To make the final decision even harder, I suspect that he is hiding much of his pain from me, and his enormous heart still find joy in the simplest of things. But, I can see each day taking a greater toll on him, and fewer things cause his tail to wag and his eyes to twinkle. And I know that for all it will cost me to cut his time short, I can not stand to see my friend suffer so.
So today, at approximately 11:45 AM, I said good bye to my closest, most loyal and trusting and loving friend, with his head cradled in my arm and my other hand stroking his side. Even the Vet and the vet tech were crying. And I cried, too, as I sat there, his head resting on my arm as he had rested his head on me thousands of times before, except that this time, he did not radiate that feeling of love and warmth and sense of security he felt from being close to me. And I knew that I would never see that boundless love again, except in memories, and cried again.
When I first met Tzar, he was less than 5 weeks old, and weighed less than 7 pounds. But from the first moment I held him, he already knew he had already found his master, for he immediately crawled up under my beard and went to sleep, radiating this sense of being safe, being at home. He would do anything he could understand to please me, learning to be house trained with almost no accidents in the house, despite his young age. He never chewed a single sock or shoe (or furniture or side of the house), even when he was teething. He played gently with me, trying to keep his sharp baby teeth from hurting me in the least. He would play roughly with the Irish wolfhound, two weeks older and as far as he was concerned, his litter mate. He even learned to play fetch, though that is hardly a skill his breed is known for. He learned because he knew it made me happy, and he would do almost anything to please me. He took easily to a collar and leash, since he wanted to be by me anyway. And he quickly proved that the leash was unnecessary, even though he was never very good at 'heel'.

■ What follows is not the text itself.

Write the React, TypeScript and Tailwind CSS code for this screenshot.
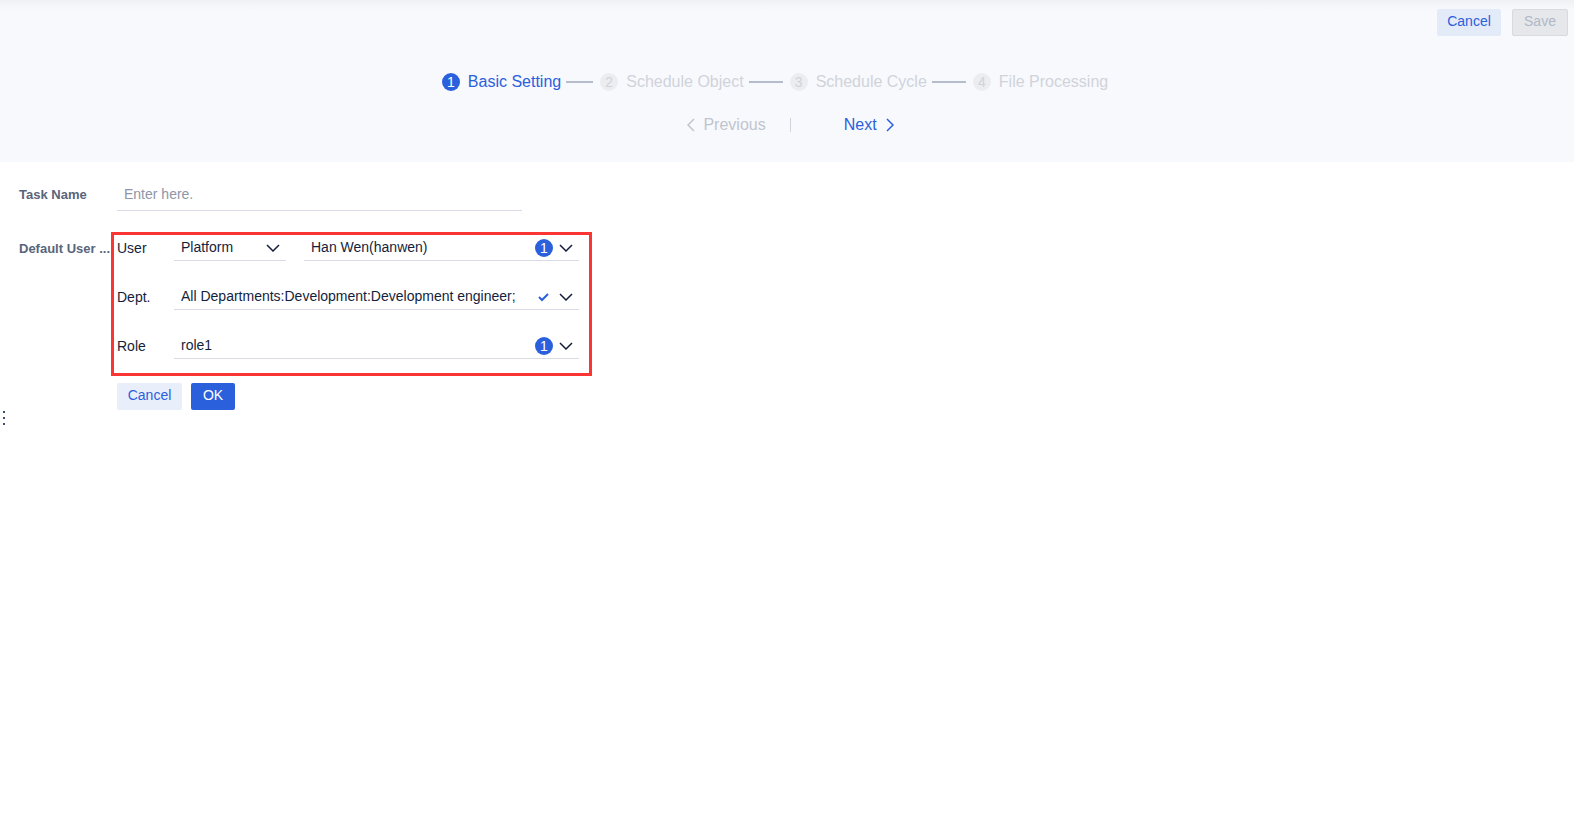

As he grew, he learned that his size scared some people, so he learned to approach slowly, and look sadly at people until they petted him. To avoid scaring people with his deep, thunderous voice (and risk not being invited out on later trips), he chose to not bark at all during walks, events, or days out. He found that patience got him many more hugs than eagerness did for the wolfhound, and he cultivated the calm, loving dignity common to his bread. On many occasions, I would see someone walk up to him, run their hand over his head several times, then turn to me and say that they were afraid of 'big dogs'! When he saw a stranger approaching, he saw not a possible danger, but an old friend not yet met.

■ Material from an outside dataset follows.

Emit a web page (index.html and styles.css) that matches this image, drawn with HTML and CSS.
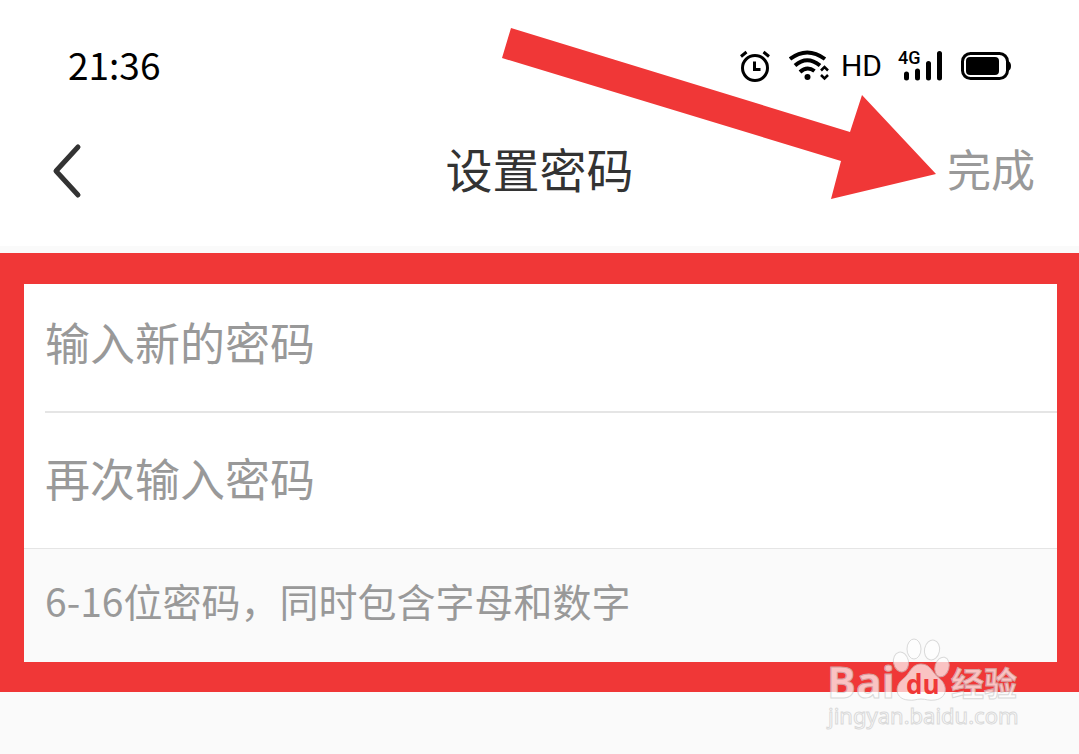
FILE: index.html
```html
<!DOCTYPE html>
<html lang="zh-CN">
<head>
    <meta charset="UTF-8">
    <meta name="viewport" content="width=device-width, initial-scale=1.0">
    <title>设置密码</title>
    <link rel="stylesheet" href="styles.css">
</head>
<body>
    <div class="status-bar">
        <span class="clock">21:36</span>
        <div class="status-icons">
            <svg class="alarm" width="32" height="32" viewBox="0 0 32 32" fill="none" stroke="#000" stroke-width="3">
                <circle cx="16" cy="18" r="12.5"/>
                <path d="M15.500 11.500v8h6M2 6.500l5.500-4.500M30 6.500l-5.500-4.500"/>
            </svg>
            <svg class="wifi" width="40" height="32" viewBox="0 0 40 32" fill="none" stroke="#000" stroke-width="4">
                <path d="M1 9Q18-4 36 9M6 15.500Q18 5 31 15.500M11 22Q18 15.500 25.500 21"/>
                <circle cx="18.500" cy="27" r="3" fill="#000" stroke="none"/>
                <path d="M32 20.500l3.500-3.500 3.500 3.500M32 25l3.500 3.500 3.500-3.500" stroke-width="2.500"/>
            </svg>
            <span class="hd">HD</span>
            <div class="signal">
                <span class="network">4G</span>
                <svg width="44" height="32" viewBox="0 0 44 32" fill="none" stroke="#000" stroke-width="5" stroke-linecap="round">
                    <path d="M8.500 24v4M19.500 21v7M30.500 13.500v14.500M41.500 3.500v24.500"/>
                </svg>
            </div>
            <svg class="battery" width="50" height="28" viewBox="0 0 50 28">
                <rect x="1.500" y="1.500" width="45" height="25" rx="8" fill="none" stroke="#000" stroke-width="3"/>
                <rect x="5" y="5" width="33" height="18" rx="4"/>
                <path d="M47 9q3 1 3 5t-3 5z"/>
            </svg>
        </div>
    </div>

    <header class="nav-bar">
        <button class="back-btn" type="button" aria-label="返回">
            <svg width="30" height="56" viewBox="0 0 30 56" fill="none" stroke="#333" stroke-width="5" stroke-linecap="round" stroke-linejoin="round">
                <path d="M26 4L4 28l22 24"/>
            </svg>
        </button>
        <h1 class="title">设置密码</h1>
        <button class="done-btn" type="submit" form="passwordForm">完成</button>
    </header>

    <main class="content">
        <form class="password-form" id="passwordForm">
            <div class="field">
                <input type="password" id="newPassword" placeholder="输入新的密码" aria-label="输入新的密码">
            </div>
            <div class="field">
                <input type="password" id="repeatPassword" placeholder="再次输入密码" aria-label="再次输入密码">
            </div>
            <p class="hint">6-16位密码，同时包含字母和数字</p>
        </form>
        <div class="highlight"></div>
    </main>

    <!-- arrow pointing at the done button -->
    <svg class="arrow" width="436" height="172" viewBox="0 0 436 172">
        <path d="M11 0L350 104 362 67 436 146 331 171 341 133 2 30z" fill="#f03737"/>
    </svg>

    <svg class="watermark" width="230" height="120" viewBox="0 0 230 120">
        <g class="mark">
            <text class="brand" x="17" y="73">Bai</text>
            <path d="M111 39c-10 0-11 10-18 15-9 7-8 20 5 21 6 1 8-1 13-1s8 2 14 1c13-2 13-15 4-22-7-5-8-14-18-14z"/>
            <ellipse cx="91" cy="37" rx="7.500" ry="10" transform="rotate(-12 91 37)"/>
            <ellipse cx="104" cy="24" rx="7" ry="10"/>
            <ellipse cx="122" cy="25" rx="7.500" ry="10" transform="rotate(12 122 25)"/>
            <ellipse cx="132" cy="42" rx="7" ry="10" transform="rotate(15 132 42)"/>
            <text class="jingyan" x="141" y="71">经验</text>
            <text class="site" x="18" y="99">jingyan.baidu.com</text>
        </g>
        <text class="du" x="96" y="69">du</text>
    </svg>
</body>
</html>
```

FILE: styles.css
```css
* {
    box-sizing: border-box;
}
body {
    position: relative;
    margin: 0;
    min-height: 100vh;
    background: #fafafa;
    color: #333;
    font-family: "Noto Sans CJK SC", sans-serif;
    overflow-x: hidden;
}
button {
    background: none;
    border: none;
    padding: 0;
    font-family: inherit;
    cursor: pointer;
}
.status-bar {
    display: flex;
    justify-content: space-between;
    align-items: center;
    height: 96px;
    padding: 36px 68px 0;
    background: #fff;
    color: #000;
}
.clock {
    padding-bottom: 4px;
    font-size: 37px;
    line-height: 56px;
}
.status-icons {
    display: flex;
    align-items: center;
}
.wifi {
    margin-left: 18px;
}
.hd {
    margin-left: 12px;
    font-family: Roboto, sans-serif;
    font-size: 30px;
    line-height: 60px;
}
.signal {
    position: relative;
    display: flex;
    margin-left: 16px;
}
.network {
    position: absolute;
    left: 0;
    top: -2px;
    font-family: Roboto, sans-serif;
    font-size: 18px;
    font-weight: 500;
    line-height: 20px;
}
.battery {
    margin-left: 19px;
}
.nav-bar {
    display: grid;
    grid-template-columns: 1fr auto 1fr;
    align-items: center;
    height: 150px;
    padding: 0 44px;
    background: #fff;
}
.back-btn {
    justify-self: start;
    display: flex;
    padding: 0 8px;
}
.title {
    margin: 0;
    padding-bottom: 6px;
    font-size: 47px;
    font-weight: normal;
    line-height: 60px;
}
.done-btn {
    justify-self: end;
    padding-bottom: 6px;
    color: #999;
    font-size: 44px;
    line-height: 60px;
}
.content {
    position: relative;
    padding-top: 31px;
}
.password-form {
    background: #fff;
}
.field {
    height: 136px;
    margin-left: 45px;
    border-bottom: 2px solid #e5e5e5;
}
.field input {
    width: 100%;
    height: 100%;
    padding: 0 0 6px;
    border: none;
    outline: none;
    background: none;
    color: #333;
    font-family: inherit;
    font-size: 45px;
}
.field input::placeholder {
    color: #999;
    opacity: 1;
}
.field:nth-child(2) {
    margin-left: 0;
    padding-left: 45px;
    border-bottom-width: 1px;
}
.hint {
    margin: 0;
    padding: 23px 45px 64px;
    background: #fafafa;
    color: #999;
    font-size: 39px;
    line-height: 56px;
}
.highlight {
    position: absolute;
    inset: 7px 0 0;
    border: solid #f03737;
    border-width: 31px 22px 30px 24px;
    pointer-events: none;
}
.arrow {
    position: absolute;
    top: 28px;
    right: 143px;
    pointer-events: none;
}
.watermark {
    position: absolute;
    right: 39px;
    bottom: 9px;
    pointer-events: none;
}
.mark {
    fill: #fff;
    stroke: #ccc;
    stroke-width: 1px;
    opacity: 0.7;
}
.brand {
    font-family: "Open Sans", sans-serif;
    font-size: 43px;
    font-weight: bold;
}
.jingyan {
    font-size: 33px;
    font-weight: bold;
}
.site {
    font-family: "Noto Sans", sans-serif;
    font-size: 22px;
}
.du {
    fill: #f03737;
    font-family: "Open Sans", sans-serif;
    font-size: 26px;
    font-weight: bold;
}
```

He loved cats, and would let them eat first from his food bowl. He always tried to say hello to them, and try to 'pet' them in his way, but understood the cold shoulder as no, and never pressed beyond that, just looked sadly at what might have been. He would lie still enough for strange cats to work up the nerve to come up and sniff him, and welcome one of his own sleeping next to him, or even on him. But, when he heard a cat fight, he would immediately run over to it and look distraught, unhappy at the discord, but not knowing how to stop it without offending either of the cats.
He also welcomed other dogs well, too. Only a few times in his entire life did he take exception to another dog, and when another to exception to him, he would hide behind me instead of fighting them, or even barking at them as they barked at him. He would happily play fight with puppies and small dogs, even to the point of lowering his head so they could attack his jowls, or rolling over onto his back so they could attack his throat. And when he attacked in return, he could pin them to the ground with one paw, but had the foresight to 'tent' his paw, so that they would not feel the force pinning them to the ground. Without complaint he suffered children to crawl on him, and women to sleep on him (the lucky dog!) He rarely took offense, and often forgave quickly if he thought no hurt was intended. He lived in a more wonderful world then the rest of us, for he saw the best in each of us, and loved us for what we are. And of me, he saw so much that I would need to be a saint to be half the man he knew me in his heart to be.
He unselfishly gave so very, very much of himself, and asked so very little for himself in return. He followed unquestioningly wherever I led, caring less where we ended up then that he could be there with me. He accepted without complaint what ever was set before him, and did not ever try to steal more. He lived every day of his life the epitome of the Dream the rest of us aspire to in our best moments. I loved him so much I let him closer to my heart than I have allowed anyone else to be. And now I must learn to live without him.